Staying steady in an unsteady world

They say “how you do one thing is how you do everything”. The way you enter a new assignment—meeting unfamiliar faces, navigating unexpected curveballs—can often mirror the way you absorb the news: reactive, cautious, or overwhelmed.

Anxiety is at an all-time high, especially with how so much media is designed to trigger outrage and confusion. Consuming the news today does nothing good for our psyche. And because there’s never any real resolution, you don’t just become anxious—you become addicted. Addicted to finding out more. Addicted to knowing what happens next. Addicted to a story that never ends. It becomes a loop, a cycle that moves from anxiety → curiosity → doomscrolling → more anxiety. You get more glued to the screen, to social media, to the news outlets, to social media that act like new outlets, which in turn causes more anxiety in a never-ending loop.

How does this affect us as anesthesia providers when, on the day-to-day, we are expected to show up with a calm demeanor?
How do you stay grounded in the operating room—a place that can easily give you trauma fatigue, where you’re often operating in fight-or-flight mode—when that same fight-or-flight feeling is what society seems to run on these days?
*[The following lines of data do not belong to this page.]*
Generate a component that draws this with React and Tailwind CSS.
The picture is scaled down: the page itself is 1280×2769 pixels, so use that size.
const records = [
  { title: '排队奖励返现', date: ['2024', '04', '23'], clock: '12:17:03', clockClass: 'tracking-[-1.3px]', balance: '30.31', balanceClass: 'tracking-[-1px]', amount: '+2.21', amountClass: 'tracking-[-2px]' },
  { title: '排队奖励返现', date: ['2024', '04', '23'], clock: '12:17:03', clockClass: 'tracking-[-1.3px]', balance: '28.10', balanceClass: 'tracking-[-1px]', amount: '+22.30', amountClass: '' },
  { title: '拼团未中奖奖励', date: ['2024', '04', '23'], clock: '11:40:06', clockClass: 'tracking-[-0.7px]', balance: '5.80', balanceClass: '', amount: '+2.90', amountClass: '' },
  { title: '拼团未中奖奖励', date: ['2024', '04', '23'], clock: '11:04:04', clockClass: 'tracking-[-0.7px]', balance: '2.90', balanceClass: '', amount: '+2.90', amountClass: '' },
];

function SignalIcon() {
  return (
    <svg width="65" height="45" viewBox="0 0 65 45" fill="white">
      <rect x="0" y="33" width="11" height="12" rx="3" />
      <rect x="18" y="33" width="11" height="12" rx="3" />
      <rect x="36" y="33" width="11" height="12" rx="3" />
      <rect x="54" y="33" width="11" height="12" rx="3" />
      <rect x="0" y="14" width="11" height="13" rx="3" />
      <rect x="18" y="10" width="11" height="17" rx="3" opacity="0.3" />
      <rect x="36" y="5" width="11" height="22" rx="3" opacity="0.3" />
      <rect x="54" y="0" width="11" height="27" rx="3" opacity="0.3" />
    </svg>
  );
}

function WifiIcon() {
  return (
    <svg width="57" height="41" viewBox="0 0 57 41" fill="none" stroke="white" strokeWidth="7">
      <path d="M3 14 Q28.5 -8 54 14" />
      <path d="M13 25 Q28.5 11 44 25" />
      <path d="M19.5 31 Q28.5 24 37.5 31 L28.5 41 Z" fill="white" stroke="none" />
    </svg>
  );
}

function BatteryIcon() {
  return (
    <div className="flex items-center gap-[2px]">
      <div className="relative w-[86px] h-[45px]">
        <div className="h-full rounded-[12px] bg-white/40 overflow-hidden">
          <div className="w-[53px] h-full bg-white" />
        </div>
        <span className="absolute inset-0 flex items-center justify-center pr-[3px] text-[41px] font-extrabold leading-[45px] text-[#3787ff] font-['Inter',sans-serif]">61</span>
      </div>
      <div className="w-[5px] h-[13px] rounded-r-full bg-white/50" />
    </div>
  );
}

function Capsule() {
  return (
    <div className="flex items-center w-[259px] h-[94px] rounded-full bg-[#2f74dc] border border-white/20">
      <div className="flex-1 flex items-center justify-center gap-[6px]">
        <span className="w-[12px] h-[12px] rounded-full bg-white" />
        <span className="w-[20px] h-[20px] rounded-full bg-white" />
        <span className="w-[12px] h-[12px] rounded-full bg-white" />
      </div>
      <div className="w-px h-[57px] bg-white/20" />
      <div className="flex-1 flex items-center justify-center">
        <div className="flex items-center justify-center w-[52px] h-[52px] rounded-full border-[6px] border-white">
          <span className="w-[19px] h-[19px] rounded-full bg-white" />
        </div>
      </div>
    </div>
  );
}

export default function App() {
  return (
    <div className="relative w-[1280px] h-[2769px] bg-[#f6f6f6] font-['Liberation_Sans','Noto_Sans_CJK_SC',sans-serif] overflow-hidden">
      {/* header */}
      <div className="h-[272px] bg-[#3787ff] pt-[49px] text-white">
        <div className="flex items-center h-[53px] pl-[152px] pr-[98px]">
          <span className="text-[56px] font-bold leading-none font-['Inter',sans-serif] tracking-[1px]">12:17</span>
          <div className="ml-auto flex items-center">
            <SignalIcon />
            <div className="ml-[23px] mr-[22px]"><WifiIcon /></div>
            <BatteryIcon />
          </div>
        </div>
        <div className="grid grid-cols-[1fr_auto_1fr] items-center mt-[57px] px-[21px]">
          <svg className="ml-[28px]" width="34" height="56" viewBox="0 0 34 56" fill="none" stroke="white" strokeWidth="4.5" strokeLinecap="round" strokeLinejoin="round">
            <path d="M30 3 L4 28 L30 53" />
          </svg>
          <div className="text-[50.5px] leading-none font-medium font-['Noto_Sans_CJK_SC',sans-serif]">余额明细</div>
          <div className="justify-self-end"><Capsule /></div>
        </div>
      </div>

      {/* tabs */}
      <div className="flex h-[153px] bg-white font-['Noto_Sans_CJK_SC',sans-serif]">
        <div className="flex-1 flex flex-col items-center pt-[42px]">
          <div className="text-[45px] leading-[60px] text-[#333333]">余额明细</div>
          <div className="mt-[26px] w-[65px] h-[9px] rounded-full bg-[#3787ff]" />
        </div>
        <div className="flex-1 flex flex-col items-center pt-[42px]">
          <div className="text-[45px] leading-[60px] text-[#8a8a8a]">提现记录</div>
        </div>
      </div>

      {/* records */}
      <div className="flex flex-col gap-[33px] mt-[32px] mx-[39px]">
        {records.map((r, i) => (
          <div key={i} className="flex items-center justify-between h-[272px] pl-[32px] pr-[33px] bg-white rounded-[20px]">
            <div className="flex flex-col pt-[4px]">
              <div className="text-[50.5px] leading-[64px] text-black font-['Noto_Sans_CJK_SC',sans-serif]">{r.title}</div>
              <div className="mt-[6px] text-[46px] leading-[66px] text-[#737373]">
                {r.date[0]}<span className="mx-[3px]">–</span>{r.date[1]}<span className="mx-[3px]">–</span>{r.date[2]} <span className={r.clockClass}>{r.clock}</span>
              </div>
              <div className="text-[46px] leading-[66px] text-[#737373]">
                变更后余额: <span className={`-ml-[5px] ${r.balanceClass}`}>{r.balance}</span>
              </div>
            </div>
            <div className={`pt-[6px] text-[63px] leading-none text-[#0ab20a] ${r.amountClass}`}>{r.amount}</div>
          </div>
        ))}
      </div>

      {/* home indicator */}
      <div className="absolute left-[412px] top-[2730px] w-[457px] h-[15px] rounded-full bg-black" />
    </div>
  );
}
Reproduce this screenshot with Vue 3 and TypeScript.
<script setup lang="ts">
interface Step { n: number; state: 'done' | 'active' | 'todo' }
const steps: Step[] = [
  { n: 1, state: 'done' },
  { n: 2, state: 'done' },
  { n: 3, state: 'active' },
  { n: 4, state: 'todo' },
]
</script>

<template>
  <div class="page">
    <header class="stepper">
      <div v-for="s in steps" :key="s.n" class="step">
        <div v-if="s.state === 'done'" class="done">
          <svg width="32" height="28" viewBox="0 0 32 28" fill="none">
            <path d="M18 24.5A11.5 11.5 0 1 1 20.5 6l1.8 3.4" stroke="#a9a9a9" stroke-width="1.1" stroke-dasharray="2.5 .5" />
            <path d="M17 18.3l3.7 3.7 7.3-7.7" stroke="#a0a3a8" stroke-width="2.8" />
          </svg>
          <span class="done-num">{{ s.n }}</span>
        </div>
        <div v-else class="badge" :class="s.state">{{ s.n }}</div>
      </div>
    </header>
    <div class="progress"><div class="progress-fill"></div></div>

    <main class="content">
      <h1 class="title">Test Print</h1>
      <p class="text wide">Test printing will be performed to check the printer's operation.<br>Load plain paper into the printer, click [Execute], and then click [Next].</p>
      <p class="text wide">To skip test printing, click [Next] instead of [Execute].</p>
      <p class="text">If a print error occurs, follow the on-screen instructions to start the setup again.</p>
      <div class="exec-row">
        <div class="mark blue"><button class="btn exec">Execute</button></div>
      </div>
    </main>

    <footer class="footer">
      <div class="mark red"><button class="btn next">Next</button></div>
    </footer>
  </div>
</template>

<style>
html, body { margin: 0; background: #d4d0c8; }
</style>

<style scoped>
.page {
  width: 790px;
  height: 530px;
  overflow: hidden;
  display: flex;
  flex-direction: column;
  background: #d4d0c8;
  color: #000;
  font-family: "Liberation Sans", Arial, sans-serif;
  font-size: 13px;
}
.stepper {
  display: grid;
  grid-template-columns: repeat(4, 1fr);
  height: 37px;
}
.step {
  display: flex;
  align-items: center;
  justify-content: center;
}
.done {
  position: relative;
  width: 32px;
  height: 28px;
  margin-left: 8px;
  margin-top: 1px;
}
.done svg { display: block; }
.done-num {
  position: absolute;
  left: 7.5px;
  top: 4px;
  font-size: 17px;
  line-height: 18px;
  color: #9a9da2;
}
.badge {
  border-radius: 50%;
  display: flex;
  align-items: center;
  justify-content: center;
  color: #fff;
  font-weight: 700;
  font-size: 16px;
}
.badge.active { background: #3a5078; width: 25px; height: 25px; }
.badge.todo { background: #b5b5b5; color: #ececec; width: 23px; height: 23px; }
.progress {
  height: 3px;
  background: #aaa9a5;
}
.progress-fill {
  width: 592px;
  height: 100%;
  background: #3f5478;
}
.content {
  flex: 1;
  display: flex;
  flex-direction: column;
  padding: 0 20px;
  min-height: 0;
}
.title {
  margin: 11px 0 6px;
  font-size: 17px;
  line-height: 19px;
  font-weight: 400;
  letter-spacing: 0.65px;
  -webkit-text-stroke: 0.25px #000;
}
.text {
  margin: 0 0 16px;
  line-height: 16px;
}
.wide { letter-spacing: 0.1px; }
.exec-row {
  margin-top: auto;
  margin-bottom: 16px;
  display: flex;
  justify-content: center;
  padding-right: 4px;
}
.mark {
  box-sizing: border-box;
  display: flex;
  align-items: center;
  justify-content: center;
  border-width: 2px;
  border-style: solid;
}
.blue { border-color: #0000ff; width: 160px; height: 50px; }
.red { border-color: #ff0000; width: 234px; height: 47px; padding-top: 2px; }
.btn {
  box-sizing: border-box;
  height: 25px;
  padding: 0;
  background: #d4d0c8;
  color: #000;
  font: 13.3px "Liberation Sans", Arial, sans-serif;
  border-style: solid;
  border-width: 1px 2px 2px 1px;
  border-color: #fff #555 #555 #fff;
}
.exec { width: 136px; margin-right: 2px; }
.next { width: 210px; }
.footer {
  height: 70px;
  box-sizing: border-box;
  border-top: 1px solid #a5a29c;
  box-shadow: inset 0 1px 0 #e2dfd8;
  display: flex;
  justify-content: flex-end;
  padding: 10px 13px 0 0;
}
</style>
How do you stay calm, but at the same time keep your mind activated?

The news exists to inform citizens in a democracy. But it has become industry standard to panic people—to build on outrage, to fuel negativity—because that’s what drives profits and engagement.

It makes me wonder: Do most people actually have it together the way they present themselves?

I feel like as anesthesia providers, we have to carry a sense of self that’s a little outsized—not out of ego, but out of necessity. There’s a certain level of grandiosity, certainty, and precision that comes with feeling like you can save a life, or guide someone safely through surgery, and not have anything go wrong in the process 99% of the time. It requires a sense of confidence that can be heavy. It’s a lot to carry, and a lot to exude every single day when you show up to work.

Some days, our mental strength is higher.
Other days, we show up—but we don’t exactly want to go into battle like we usually do.

The longer I do this work, the more I realize how often anesthesia providers are expected to be calm in a world that is anything but. We hold other people’s lives in our hands while trying to hold our own anxiety together. And like anyone else, we carry burdens that no one else sees.

But maybe that’s why this profession demands so much humanity. Because beneath the precision and the protocols, we’re just people doing our best to stay steady in a time when everything around us feels unsteady.

And these days, the steadiness alone is an accomplishment in itself.